The digital ad is an open-web ad that will target hundreds of thousands of independent Jewish voters on their devices. This strategy stands in stark contrast to those employed by AIPAC’s United Democracy Project super PAC, which spent millions of dollars on expensive, traditional mediums such as TV.

“We are targeting voters where they are – on their devices,” Soifer says. “This is the most effective and efficient way to communicate with voters, and open-web ads target voters wherever they are online. We know they will see this.”

The Jewish Democratic Council will continue its political organizing, which includes phone and text banks, with its 15 state chapters in conjunction with the initial $50,000 ad buy, and will increase its spend from there.

“In these races, the Democratic candidates align with Jewish values and the Republicans align with the party’s extremist wing – that’s the message we’re sending here,” she says, adding that the organization plans on running more than 10 ads, including ones targeting specific candidates.

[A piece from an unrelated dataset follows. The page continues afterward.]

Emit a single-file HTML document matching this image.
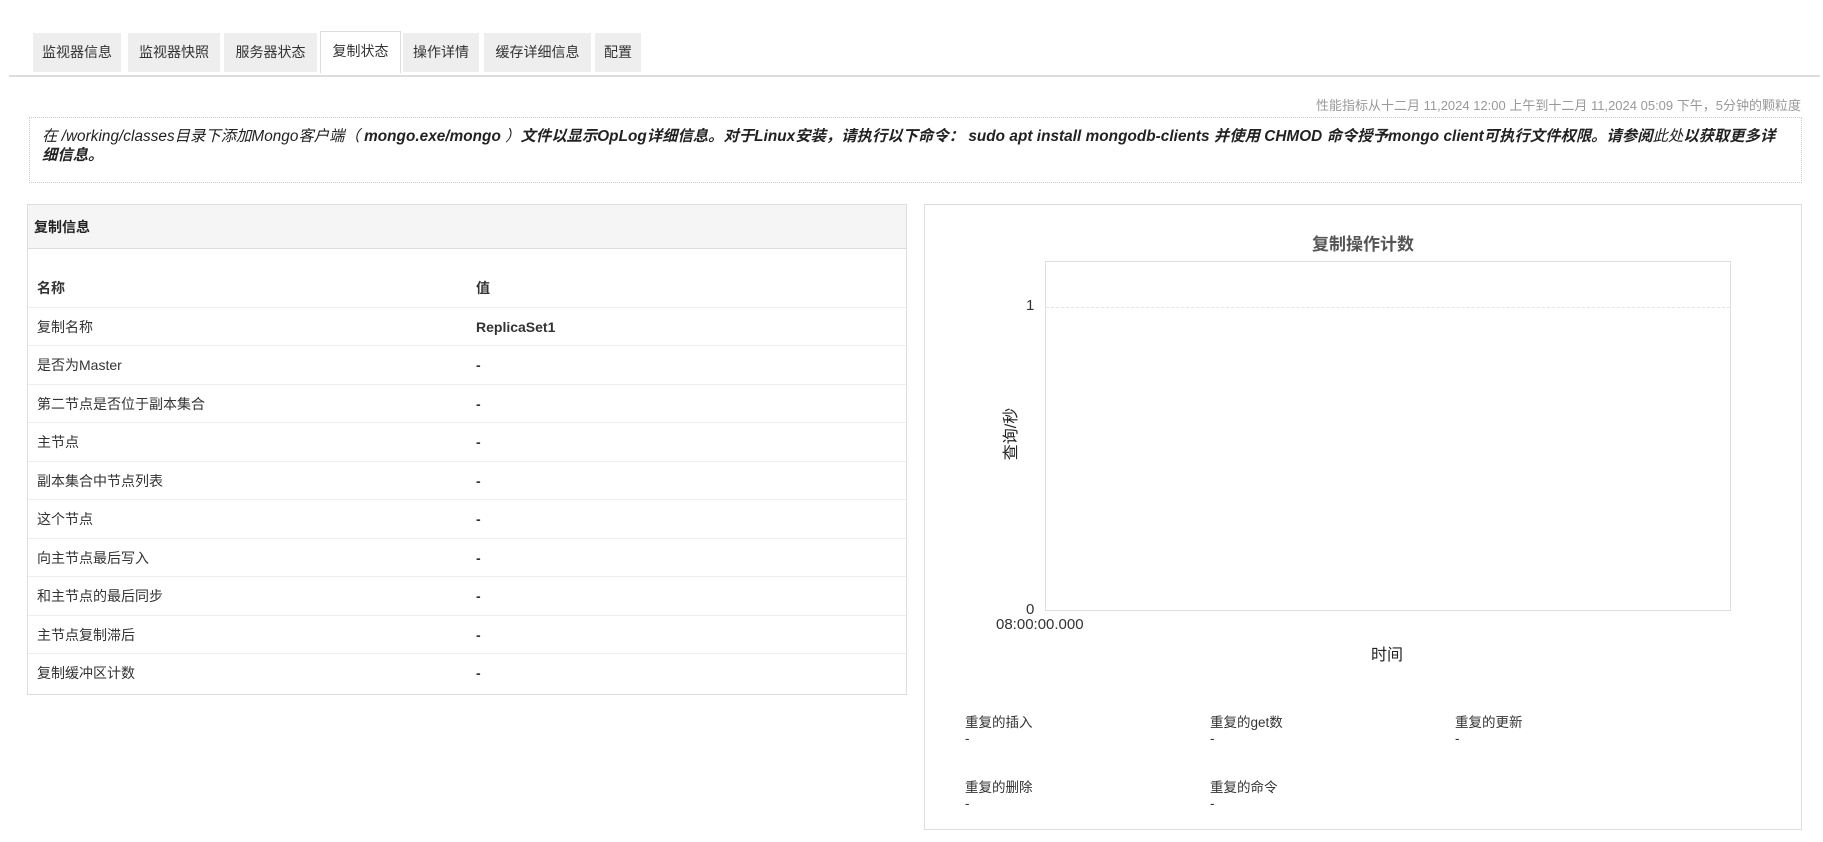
<!DOCTYPE html>
<html><head><meta charset="utf-8">
<style>
*{margin:0;padding:0;box-sizing:border-box}
body{width:1823px;height:842px;background:#fff;font-family:"Liberation Sans","Noto Sans CJK SC",sans-serif;color:#333;position:relative;overflow:hidden;font-size:14px}
.a{position:absolute}
.tab{position:absolute;top:33px;height:39px;background:#eee;font-size:14px;line-height:39px;text-align:center;color:#333}
.tab.on{background:#fff;border:1px solid #ddd;border-bottom:none;height:42px;top:31px}
.bar{position:absolute;left:9px;top:75px;width:1811px;height:2px;background:#ddd}
.note{position:absolute;left:29px;top:117px;width:1773px;height:66px;border:1px dotted #ccc;padding:9px 12px;font-style:italic;font-size:15.3px;letter-spacing:0.05px;line-height:19px;color:#222}
.panel{position:absolute;border:1px solid #ddd}
.row{position:absolute;left:0;width:100%;height:38px;border-top:1px solid #eee;font-size:14px;line-height:38px}
.row span{position:absolute}
.st{position:absolute;font-size:13.5px;color:#333}
</style></head><body>
<div class="tab" style="left:33px;width:88px">监视器信息</div>
<div class="tab" style="left:128px;width:92px">监视器快照</div>
<div class="tab" style="left:224px;width:93px">服务器状态</div>
<div class="tab on" style="left:320px;width:81px">复制状态</div>
<div class="tab" style="left:403px;width:76px">操作详情</div>
<div class="tab" style="left:484px;width:107px">缓存详细信息</div>
<div class="tab" style="left:595px;width:46px">配置</div>
<div class="bar"></div>
<div class="a" style="right:22px;top:95px;font-size:13px;color:#999">性能指标从十二月 11,2024 12:00 上午到十二月 11,2024 05:09 下午，5分钟的颗粒度</div>
<div class="note">在 /working/classes目录下添加Mongo客户端（ <b>mongo.exe/mongo</b> ）<b>文件以显示OpLog详细信息。对于Linux安装，请执行以下命令： sudo apt install mongodb-clients 并使用 CHMOD 命令授予mongo client可执行文件权限。请参阅</b>此处<b>以获取更多详细信息。</b></div>

<div class="panel" style="left:27px;top:204px;width:880px;height:491px">
<div style="height:44px;background:#f5f5f5;border-bottom:1px solid #ddd;font-weight:bold;font-size:14px;line-height:44px;padding-left:6px;color:#222">复制信息</div>
<div class="row" style="top:64px;border-top:none;font-weight:bold"><span style="left:9px">名称</span><span style="left:448px">值</span></div>
<div class="row" style="top:102px"><span style="left:9px">复制名称</span><span style="left:448px;font-weight:bold">ReplicaSet1</span></div>
<div class="row" style="top:140px"><span style="left:9px">是否为Master</span><span style="left:448px;font-weight:bold">-</span></div>
<div class="row" style="top:179px"><span style="left:9px">第二节点是否位于副本集合</span><span style="left:448px;font-weight:bold">-</span></div>
<div class="row" style="top:217px"><span style="left:9px">主节点</span><span style="left:448px;font-weight:bold">-</span></div>
<div class="row" style="top:256px"><span style="left:9px">副本集合中节点列表</span><span style="left:448px;font-weight:bold">-</span></div>
<div class="row" style="top:294px"><span style="left:9px">这个节点</span><span style="left:448px;font-weight:bold">-</span></div>
<div class="row" style="top:333px"><span style="left:9px">向主节点最后写入</span><span style="left:448px;font-weight:bold">-</span></div>
<div class="row" style="top:371px"><span style="left:9px">和主节点的最后同步</span><span style="left:448px;font-weight:bold">-</span></div>
<div class="row" style="top:410px"><span style="left:9px">主节点复制滞后</span><span style="left:448px;font-weight:bold">-</span></div>
<div class="row" style="top:448px"><span style="left:9px">复制缓冲区计数</span><span style="left:448px;font-weight:bold">-</span></div>
</div>

<div class="panel" style="left:924px;top:204px;width:878px;height:626px"></div>
<div class="a" style="left:1263px;width:200px;text-align:center;top:230px;font-size:17px;font-weight:bold;color:#555">复制操作计数</div>
<div class="a" style="left:1045px;top:261px;width:686px;height:350px;border:1px solid #ddd"></div>
<div class="a" style="left:1046px;top:307px;width:684px;border-top:1px dashed #e5e5e5"></div>
<div class="a" style="left:1026px;top:297px;font-size:15px">1</div>
<div class="a" style="left:1026px;top:601px;font-size:15px">0</div>
<div class="a" style="left:996px;top:616px;font-size:15px">08:00:00.000</div>
<div class="a" style="left:983px;top:422px;font-size:16px;color:#222;transform:rotate(-90deg)">查询/秒</div>
<div class="a" style="left:1371px;top:641px;font-size:16px;color:#222">时间</div>

<div class="st" style="left:965px;top:711px">重复的插入</div><div class="st" style="left:965px;top:731px">-</div>
<div class="st" style="left:1210px;top:711px">重复的get数</div><div class="st" style="left:1210px;top:731px">-</div>
<div class="st" style="left:1455px;top:711px">重复的更新</div><div class="st" style="left:1455px;top:731px">-</div>
<div class="st" style="left:965px;top:776px">重复的删除</div><div class="st" style="left:965px;top:796px">-</div>
<div class="st" style="left:1210px;top:776px">重复的命令</div><div class="st" style="left:1210px;top:796px">-</div>
</body></html>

Its ad launch comes as the National Republican Senatorial Committee is cutting nearly $13.5 million in ad spending after GOP nominees failed to raise enough, requiring a reallocated budget. Soifer says this reflects a shift in momentum sparked by the Supreme Court’s June decision to overturn Roe v. Wade.

“We know the races will be close, especially in these purple states. The Jewish vote is going to make a critical difference and we intend to ensure that Jewish voters – especially independent voters that can decide the outcome of elections – support Democrats,” she sums up.